Criminal escalation under Codice della Strada Article 186:

  • At 0.5–0.8 g/L, the offence is administrative.
  • At 0.8–1.5 g/L, it becomes a criminal offence (fattispecie penale) — arrest is possible.
  • Over 1.5 g/L, the offence is aggravated and triggers vehicle confiscation in addition to higher fines and longer arrest.

Italian police (Polizia Stradale, Carabinieri, Polizia Locale) run roadside checkpoints (posti di controllo) routinely — especially Friday and Saturday nights, on motorways during summer-holiday traffic, and around major festivities (Ferragosto, Capodanno, Pasqua). Refusing the breath test carries the same penalties as the most severe BAC tier (≥ 1.5 g/L), including vehicle confiscation, under Article 186 paragraph 7.

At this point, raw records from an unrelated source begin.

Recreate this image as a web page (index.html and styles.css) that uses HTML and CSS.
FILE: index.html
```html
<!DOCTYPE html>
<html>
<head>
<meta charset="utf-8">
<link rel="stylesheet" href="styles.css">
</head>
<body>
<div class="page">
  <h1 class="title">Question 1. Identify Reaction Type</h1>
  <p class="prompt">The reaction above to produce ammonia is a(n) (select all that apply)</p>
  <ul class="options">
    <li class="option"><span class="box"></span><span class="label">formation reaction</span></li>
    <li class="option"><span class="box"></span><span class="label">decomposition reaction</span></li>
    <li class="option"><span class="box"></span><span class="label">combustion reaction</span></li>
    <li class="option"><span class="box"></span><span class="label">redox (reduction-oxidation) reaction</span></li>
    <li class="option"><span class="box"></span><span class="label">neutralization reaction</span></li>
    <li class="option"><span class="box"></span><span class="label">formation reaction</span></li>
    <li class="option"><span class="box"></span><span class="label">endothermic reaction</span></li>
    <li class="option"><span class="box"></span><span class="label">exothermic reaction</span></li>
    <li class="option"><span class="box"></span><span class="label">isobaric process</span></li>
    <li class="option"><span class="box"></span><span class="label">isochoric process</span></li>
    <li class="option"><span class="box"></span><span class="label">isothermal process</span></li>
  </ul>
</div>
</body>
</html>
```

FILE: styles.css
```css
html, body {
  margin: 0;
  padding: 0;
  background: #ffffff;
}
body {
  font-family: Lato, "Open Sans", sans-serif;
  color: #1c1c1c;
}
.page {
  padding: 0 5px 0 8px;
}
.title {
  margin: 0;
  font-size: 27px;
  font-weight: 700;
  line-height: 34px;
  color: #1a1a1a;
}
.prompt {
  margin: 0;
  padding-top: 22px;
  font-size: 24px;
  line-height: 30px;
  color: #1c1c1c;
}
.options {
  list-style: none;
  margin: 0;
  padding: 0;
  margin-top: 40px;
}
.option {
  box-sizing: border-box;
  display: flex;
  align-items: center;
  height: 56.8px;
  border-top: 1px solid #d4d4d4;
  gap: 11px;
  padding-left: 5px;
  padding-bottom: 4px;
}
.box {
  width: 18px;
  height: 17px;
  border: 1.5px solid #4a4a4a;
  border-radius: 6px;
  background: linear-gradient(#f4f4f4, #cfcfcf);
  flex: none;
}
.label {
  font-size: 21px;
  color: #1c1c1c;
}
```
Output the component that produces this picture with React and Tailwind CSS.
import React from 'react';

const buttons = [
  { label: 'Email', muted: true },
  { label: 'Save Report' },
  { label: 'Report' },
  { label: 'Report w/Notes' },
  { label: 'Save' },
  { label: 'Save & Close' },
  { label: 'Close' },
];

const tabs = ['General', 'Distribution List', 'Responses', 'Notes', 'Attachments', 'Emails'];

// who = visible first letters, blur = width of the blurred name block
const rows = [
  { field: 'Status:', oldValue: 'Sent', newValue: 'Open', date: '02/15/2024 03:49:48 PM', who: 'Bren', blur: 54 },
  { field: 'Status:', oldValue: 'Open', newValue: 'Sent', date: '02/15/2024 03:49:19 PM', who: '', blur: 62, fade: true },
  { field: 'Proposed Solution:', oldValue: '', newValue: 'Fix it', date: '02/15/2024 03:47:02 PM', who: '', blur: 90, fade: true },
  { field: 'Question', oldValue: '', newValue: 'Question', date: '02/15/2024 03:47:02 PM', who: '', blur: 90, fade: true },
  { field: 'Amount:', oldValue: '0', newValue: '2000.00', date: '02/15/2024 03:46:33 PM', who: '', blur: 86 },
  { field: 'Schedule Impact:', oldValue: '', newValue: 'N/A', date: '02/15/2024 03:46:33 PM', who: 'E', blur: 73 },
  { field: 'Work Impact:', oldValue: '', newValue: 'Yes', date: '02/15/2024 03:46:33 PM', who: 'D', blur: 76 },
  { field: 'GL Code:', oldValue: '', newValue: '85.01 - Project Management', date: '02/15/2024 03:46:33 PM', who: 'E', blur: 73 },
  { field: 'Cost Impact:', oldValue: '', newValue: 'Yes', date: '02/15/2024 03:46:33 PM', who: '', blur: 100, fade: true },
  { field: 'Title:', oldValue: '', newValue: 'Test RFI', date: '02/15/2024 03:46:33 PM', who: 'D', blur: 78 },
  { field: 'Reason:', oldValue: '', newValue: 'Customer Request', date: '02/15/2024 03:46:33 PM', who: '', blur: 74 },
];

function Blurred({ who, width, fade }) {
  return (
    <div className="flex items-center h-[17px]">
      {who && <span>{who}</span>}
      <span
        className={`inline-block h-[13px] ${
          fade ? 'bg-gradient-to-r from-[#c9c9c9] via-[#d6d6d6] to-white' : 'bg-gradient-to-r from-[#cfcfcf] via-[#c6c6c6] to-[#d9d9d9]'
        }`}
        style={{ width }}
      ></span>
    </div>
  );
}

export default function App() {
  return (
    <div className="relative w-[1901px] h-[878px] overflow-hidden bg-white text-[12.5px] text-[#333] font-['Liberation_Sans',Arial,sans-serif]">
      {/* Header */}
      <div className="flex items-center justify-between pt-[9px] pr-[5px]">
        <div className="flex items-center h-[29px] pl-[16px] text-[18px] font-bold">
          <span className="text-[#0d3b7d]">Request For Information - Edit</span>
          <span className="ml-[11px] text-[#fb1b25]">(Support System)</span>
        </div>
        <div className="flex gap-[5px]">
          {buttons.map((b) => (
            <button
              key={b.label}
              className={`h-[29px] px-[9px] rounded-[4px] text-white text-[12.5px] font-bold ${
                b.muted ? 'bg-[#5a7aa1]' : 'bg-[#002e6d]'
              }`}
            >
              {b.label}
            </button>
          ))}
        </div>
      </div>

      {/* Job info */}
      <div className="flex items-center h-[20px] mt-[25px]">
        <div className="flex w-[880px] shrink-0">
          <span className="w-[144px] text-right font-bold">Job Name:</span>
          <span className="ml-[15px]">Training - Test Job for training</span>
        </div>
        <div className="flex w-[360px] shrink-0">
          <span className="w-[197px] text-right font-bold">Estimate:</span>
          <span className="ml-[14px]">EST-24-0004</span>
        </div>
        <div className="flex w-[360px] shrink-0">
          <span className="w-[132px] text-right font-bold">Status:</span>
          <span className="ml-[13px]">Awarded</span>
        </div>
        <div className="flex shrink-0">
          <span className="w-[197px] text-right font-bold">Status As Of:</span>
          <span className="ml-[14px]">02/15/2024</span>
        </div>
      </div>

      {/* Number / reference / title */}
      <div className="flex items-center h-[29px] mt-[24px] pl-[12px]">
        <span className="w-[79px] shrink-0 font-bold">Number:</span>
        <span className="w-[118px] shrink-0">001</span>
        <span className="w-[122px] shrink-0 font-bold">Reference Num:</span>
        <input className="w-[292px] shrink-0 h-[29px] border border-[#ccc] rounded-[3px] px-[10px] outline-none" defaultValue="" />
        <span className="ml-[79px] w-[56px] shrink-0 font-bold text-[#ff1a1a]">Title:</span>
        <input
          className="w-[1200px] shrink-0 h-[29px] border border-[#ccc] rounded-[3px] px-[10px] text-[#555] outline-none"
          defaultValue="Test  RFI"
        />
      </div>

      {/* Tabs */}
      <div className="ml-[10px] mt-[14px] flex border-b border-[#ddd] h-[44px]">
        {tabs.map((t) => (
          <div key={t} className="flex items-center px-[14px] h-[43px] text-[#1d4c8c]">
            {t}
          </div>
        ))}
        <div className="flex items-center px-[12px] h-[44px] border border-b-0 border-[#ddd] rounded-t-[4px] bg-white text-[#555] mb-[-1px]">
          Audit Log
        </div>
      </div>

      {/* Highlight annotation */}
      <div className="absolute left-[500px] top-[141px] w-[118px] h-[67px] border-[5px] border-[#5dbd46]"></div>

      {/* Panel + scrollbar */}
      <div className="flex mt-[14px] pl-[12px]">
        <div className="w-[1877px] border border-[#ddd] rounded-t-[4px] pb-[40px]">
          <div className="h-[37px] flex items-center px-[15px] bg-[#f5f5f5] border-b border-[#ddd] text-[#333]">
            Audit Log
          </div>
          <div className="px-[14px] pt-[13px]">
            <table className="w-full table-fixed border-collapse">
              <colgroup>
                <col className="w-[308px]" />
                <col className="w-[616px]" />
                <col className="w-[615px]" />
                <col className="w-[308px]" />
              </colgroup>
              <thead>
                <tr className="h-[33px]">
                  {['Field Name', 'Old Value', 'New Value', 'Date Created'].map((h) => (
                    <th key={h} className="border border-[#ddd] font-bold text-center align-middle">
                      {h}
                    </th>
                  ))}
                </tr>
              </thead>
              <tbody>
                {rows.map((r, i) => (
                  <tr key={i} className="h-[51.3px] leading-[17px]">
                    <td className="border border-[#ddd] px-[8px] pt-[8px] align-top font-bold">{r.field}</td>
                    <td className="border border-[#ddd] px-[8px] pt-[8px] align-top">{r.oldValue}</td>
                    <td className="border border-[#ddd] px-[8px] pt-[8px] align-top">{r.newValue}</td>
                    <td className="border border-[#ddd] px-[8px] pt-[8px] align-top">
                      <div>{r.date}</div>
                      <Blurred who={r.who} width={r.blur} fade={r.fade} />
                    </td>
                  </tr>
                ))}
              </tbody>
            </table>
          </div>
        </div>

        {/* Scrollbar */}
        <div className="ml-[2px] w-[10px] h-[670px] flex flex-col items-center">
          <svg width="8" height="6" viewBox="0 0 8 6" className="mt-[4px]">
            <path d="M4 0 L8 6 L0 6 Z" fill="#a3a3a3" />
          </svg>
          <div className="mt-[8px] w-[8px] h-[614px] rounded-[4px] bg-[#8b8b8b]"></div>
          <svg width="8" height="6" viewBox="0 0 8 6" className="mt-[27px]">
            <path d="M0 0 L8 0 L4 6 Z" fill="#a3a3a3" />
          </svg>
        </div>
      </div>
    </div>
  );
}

Italy Drink Driving Penalties & Alcohol Limit

  1. 0.5–0.8 g/L (administrative)
    • Fine: €543–€2,170.
    • Licence suspension: 3–6 months.
  2. 0.8–1.5 g/L (criminal — fattispecie penale)
    • Fine: €800–€3,200.
    • Arrest: up to 6 months.
    • Licence suspension: 6 months to 1 year.
  3. Over 1.5 g/L (aggravated criminal)
    • Fine: €1,500–€6,000.
    • Arrest: 6 months to 1 year.
    • Licence suspension: 1–2 years.
    • Vehicle confiscation (sequestro e confisca del veicolo).
  4. Novice (<21 or <3 years) and professional drivers — any BAC above 0.0
    • Fine: €163–€651.
    • Licence suspension applicable.
  5. Refusing the breath or blood test (Article 186 paragraph 7)
    • Same penalties as ≥ 1.5 g/L — including vehicle confiscation.
  6. Causing injury or death (omicidio stradale, Article 589-bis Codice Penale)
    • Penalties significantly increased; prison terms for causing death while intoxicated.

Source: Polizia di Stato, Codice della Strada Article 186 (D.Lgs. 285/1992)

Responsible Drinking & the 0.5 g/L Limit in Italy

  • The Italian unità alcolica12g of pure alcohol (Istituto Superiore di Sanità). Roughly: 125ml of wine at 12%, 330ml of birra at 4.5%, or 40ml of spirits at 40% equals one unità.
  • Italian public-health guidance recommends staying below 2 unità alcoliche/day for men and 1 unità/day for women, with regular alcohol-free days.
  • Check your BAC the next morning before driving — many drivers stopped at Italian checkpoints are still over 0.5 g/L the morning after a long dinner with wine.
  • If you are a neopatentato (within your first 3 years of licence) or a professional driver, even a glass of wine breaches the 0.0 g/L zero-tolerance limit.
  • Watch for signs of alcohol poisoning — confusion, vomiting, slow breathing, unconsciousness — and call 112 (the EU emergency number, used in Italy alongside 113 and 118) immediately.
  • Drink water between drinks and eat alongside drinking — antipasti, pasta, or a full meal slows absorption and can reduce peak BAC by 20–25%.
  • If you have been drinking, plan ahead: use a taxi, the train network (Trenitalia, Italo), or public transport in Italian cities.